Ternyata media yang ada tidak menyajikan berita secara berimbang. Karena keberpihakan media itulah, pertikaian terus berlangsung. Wartawan Muslim dalam Ambon Ekspres dan wartawan Kristen dalam Suara Maluku masing-masing saling menyudutkan lawan.
Mereka pun mengeksploitasi sebuah peristiwa secara berpihak dan vulgar. Seringkali dalam meliput berita pun mereka hanya mengandalkan beberapa narasumber yang bahkan kadang-kadang diragukan kredibilitasnya.
Mulai dari situlah jurnalisme damai penting untuk digunakan dalam kegiatan jurnalistik, khususnya dalam pemberitaan konflik.
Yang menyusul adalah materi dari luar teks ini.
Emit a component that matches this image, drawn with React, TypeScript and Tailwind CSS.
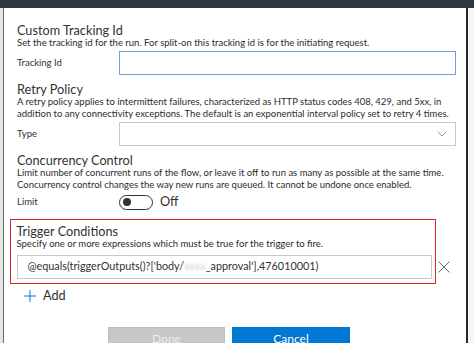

Tujuannya agar media yang sifatnya umum tidak dijadikan alat propaganda dan pemberitaan yang disajikan pun bersifat lebih manusiawi.
Jurnalisme damai di Indonesia juga bisa digunakan untuk menghindari apa yang disebut sebagai talking journalism atau jurnalisme omongan. Di mana kaidah pers big name big news, no name no news masih berlaku.
Pada masa Orde Baru, orang-orang penting seperti pejabat tinggi negara dan militer menjadi narasumber yang omongannya dipercaya dan menjadi sebuah fakta kebenaran. Di mana setiap pejabat dengan pangkat dan nama besarnya dianggap mewakili klaim atas seluruh kejadian dan kebenaran. Setiap terjadi suatu peristiwa, mereka selalu dijadikan narasumber. Sehingga jelas bahwa berita tidak bersifat komprehensif dan berat sebelah.